◆ Instructions for the task: Provide only the number of lines in the data below that contain the word "Convert".

◆ Material supplied:
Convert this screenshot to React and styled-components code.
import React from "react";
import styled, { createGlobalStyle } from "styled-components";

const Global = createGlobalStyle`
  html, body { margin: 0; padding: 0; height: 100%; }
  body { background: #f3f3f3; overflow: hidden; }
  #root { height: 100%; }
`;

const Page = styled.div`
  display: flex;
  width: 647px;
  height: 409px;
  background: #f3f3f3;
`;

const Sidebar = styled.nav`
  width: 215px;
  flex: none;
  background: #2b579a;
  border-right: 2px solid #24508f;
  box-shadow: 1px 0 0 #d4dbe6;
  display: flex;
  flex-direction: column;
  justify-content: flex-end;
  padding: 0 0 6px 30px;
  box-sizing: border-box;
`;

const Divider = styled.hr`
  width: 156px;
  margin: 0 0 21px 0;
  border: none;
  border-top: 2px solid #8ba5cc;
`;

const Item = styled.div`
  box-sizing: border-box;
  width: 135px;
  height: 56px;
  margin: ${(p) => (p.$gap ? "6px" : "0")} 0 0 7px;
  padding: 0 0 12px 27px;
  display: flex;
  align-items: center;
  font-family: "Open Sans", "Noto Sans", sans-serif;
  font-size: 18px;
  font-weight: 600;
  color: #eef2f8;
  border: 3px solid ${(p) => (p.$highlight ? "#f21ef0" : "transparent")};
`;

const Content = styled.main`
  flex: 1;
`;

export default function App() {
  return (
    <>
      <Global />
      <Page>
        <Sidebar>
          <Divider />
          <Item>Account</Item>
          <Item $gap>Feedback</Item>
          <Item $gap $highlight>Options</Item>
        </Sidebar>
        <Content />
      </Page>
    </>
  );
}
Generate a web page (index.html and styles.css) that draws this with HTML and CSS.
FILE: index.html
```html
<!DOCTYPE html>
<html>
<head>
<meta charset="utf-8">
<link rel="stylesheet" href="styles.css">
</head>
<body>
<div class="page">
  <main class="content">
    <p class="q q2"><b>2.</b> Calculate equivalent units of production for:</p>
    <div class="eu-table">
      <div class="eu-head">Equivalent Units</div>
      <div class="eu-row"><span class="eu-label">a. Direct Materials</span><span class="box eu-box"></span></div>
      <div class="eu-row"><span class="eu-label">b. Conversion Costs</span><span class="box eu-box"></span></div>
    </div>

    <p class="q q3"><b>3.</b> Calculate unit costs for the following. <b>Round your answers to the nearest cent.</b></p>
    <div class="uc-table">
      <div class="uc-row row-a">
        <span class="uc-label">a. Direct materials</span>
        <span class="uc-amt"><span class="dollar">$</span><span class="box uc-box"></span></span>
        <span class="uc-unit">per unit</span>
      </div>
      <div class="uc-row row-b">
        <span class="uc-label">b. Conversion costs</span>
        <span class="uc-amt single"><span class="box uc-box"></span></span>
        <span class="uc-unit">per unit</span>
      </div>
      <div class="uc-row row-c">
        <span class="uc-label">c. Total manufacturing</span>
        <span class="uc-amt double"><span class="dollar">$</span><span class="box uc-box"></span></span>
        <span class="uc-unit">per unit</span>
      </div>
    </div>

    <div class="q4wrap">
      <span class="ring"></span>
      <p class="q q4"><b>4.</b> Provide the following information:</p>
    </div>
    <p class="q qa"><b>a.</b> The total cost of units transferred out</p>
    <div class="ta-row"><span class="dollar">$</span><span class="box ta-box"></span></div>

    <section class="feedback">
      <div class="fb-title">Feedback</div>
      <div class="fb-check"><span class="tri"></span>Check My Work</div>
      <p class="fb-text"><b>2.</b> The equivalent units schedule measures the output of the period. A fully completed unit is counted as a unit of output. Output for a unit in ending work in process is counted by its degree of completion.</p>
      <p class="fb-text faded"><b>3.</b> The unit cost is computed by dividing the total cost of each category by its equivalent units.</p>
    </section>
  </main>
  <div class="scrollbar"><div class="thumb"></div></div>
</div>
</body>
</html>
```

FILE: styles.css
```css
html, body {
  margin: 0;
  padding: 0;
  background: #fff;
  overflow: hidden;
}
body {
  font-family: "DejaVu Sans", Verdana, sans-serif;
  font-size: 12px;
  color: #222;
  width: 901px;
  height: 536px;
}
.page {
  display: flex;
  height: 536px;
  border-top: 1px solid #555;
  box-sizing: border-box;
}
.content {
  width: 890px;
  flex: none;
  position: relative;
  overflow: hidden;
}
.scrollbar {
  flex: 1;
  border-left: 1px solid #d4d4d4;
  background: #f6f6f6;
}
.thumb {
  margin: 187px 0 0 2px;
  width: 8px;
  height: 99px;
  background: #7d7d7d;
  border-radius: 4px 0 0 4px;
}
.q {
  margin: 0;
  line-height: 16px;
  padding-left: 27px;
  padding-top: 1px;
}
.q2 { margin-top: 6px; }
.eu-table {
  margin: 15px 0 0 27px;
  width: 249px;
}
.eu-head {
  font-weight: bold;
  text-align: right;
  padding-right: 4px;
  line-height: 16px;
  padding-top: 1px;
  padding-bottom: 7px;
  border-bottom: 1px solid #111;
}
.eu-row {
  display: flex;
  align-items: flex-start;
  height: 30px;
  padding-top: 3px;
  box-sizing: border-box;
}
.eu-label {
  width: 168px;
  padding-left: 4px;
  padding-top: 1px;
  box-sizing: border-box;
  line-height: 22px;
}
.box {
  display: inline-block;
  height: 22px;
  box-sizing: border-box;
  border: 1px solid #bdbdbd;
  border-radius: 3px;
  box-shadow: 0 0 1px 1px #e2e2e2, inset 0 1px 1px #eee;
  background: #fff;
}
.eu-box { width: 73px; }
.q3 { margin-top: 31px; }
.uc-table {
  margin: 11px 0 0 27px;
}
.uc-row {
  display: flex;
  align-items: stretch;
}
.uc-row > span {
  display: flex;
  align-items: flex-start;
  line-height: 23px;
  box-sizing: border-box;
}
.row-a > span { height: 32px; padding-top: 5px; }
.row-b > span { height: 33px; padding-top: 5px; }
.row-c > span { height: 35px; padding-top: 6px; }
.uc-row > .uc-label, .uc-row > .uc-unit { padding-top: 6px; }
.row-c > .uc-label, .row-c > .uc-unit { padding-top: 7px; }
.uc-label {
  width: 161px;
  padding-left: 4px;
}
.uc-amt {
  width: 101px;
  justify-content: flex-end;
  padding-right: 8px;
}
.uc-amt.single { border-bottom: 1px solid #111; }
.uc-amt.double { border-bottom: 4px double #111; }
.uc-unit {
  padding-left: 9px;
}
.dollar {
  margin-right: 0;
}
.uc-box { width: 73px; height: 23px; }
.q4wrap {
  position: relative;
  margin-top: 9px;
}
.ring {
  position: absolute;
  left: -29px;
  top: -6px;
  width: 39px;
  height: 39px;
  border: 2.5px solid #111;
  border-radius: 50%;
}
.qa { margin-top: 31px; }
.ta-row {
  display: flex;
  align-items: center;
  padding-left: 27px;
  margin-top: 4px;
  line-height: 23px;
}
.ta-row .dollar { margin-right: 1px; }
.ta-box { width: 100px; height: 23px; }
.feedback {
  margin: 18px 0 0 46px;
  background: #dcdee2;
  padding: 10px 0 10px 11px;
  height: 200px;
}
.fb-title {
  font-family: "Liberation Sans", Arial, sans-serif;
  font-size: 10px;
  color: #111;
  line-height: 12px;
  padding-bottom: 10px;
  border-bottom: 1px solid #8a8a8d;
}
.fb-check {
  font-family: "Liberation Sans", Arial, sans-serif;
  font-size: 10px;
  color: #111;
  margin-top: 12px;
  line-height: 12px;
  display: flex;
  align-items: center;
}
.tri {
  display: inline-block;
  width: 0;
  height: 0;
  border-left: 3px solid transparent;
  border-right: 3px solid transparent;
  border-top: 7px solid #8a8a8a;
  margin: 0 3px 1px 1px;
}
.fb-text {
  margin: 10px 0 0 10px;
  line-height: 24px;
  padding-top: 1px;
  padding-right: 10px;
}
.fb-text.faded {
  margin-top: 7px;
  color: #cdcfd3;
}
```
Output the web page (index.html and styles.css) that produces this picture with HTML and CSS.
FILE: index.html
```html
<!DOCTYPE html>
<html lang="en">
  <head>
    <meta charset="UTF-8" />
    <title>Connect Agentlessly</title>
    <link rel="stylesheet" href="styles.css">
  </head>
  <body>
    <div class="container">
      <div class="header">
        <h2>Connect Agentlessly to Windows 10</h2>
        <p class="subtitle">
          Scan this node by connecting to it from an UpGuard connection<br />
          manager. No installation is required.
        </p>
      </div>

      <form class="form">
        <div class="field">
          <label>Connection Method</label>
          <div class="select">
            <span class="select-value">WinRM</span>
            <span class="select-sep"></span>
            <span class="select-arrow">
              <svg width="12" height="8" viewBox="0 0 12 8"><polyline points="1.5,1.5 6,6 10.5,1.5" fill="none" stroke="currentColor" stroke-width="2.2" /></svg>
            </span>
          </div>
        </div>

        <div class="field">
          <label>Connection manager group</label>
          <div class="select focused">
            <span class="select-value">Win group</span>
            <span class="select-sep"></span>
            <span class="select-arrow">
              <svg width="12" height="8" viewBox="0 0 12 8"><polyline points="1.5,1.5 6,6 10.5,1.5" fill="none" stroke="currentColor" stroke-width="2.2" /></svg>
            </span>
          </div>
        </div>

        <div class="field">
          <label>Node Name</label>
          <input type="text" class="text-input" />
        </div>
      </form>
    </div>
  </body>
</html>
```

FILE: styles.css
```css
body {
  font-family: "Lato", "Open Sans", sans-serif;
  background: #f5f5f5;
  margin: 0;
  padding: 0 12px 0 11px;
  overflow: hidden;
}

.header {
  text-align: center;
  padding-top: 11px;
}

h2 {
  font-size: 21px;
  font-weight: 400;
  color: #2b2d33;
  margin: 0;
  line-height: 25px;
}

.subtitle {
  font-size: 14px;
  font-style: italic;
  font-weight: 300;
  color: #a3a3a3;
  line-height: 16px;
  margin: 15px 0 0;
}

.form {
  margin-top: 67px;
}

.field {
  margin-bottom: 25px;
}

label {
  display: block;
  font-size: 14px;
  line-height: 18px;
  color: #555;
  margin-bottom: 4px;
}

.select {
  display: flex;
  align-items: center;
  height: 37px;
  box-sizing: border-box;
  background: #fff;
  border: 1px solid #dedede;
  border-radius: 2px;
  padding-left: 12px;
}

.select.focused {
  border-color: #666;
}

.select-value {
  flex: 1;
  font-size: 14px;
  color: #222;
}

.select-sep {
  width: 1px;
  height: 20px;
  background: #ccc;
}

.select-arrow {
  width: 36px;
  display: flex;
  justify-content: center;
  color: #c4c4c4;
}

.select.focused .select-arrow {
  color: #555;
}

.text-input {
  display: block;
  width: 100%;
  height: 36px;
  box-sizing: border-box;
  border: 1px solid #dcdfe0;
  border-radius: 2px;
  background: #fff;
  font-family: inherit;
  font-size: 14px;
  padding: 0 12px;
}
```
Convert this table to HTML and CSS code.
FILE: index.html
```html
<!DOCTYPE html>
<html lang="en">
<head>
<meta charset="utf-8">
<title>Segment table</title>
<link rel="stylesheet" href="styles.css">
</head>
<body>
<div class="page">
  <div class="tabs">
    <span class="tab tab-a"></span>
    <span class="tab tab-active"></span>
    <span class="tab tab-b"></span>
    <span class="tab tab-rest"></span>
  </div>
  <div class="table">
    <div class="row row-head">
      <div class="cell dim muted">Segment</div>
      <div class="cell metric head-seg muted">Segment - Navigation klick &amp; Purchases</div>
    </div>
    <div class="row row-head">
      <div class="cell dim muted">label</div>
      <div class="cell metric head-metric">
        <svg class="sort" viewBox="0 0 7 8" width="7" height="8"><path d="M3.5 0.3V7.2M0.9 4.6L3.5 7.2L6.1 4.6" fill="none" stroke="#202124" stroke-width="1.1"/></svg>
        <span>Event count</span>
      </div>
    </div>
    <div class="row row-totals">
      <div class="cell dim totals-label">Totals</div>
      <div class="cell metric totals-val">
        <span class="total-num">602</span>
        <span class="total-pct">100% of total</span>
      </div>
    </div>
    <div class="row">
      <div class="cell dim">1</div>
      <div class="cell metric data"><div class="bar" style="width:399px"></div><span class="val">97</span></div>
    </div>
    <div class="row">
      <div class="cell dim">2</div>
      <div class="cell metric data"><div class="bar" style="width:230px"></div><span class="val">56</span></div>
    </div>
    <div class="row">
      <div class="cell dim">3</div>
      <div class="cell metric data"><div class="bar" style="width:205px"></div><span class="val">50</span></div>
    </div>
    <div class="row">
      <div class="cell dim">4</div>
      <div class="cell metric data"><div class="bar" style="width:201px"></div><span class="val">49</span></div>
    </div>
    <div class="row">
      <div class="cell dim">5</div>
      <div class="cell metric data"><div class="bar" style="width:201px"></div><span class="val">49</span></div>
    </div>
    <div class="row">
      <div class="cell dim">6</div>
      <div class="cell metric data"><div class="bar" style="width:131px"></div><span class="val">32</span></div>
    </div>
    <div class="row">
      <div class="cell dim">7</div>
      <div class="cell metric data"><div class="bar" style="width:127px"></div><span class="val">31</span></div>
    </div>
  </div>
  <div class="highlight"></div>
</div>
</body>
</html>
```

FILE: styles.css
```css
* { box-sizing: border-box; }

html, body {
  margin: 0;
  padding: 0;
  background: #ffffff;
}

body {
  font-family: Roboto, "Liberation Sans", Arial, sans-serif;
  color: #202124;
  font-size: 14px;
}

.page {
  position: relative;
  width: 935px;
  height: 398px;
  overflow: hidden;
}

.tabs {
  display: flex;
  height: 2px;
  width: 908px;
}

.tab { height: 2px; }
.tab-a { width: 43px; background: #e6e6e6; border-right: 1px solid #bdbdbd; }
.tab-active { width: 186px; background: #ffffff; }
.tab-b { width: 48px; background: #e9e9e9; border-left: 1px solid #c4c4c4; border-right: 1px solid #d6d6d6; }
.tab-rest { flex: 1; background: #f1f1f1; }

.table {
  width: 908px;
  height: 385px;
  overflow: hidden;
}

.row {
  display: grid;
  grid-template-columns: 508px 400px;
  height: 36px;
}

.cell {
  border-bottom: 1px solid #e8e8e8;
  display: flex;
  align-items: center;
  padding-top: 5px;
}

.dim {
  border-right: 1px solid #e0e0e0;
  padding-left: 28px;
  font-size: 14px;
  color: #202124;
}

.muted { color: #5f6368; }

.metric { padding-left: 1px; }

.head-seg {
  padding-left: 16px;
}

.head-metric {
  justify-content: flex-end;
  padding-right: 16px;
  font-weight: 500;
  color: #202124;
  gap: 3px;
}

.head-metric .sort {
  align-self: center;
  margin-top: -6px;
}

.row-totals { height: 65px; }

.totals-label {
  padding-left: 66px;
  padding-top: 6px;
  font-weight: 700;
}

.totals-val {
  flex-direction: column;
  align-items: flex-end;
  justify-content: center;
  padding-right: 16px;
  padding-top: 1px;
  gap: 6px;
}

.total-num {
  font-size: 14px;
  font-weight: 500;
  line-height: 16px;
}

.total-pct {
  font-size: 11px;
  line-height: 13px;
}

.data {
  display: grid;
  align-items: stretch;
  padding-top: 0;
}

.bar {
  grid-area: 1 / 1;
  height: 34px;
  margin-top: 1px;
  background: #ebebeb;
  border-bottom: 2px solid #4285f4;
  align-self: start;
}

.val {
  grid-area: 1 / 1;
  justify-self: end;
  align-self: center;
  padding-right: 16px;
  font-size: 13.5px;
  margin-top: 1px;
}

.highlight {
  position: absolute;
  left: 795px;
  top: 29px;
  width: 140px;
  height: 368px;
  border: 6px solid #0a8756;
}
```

◆ Solution below: 2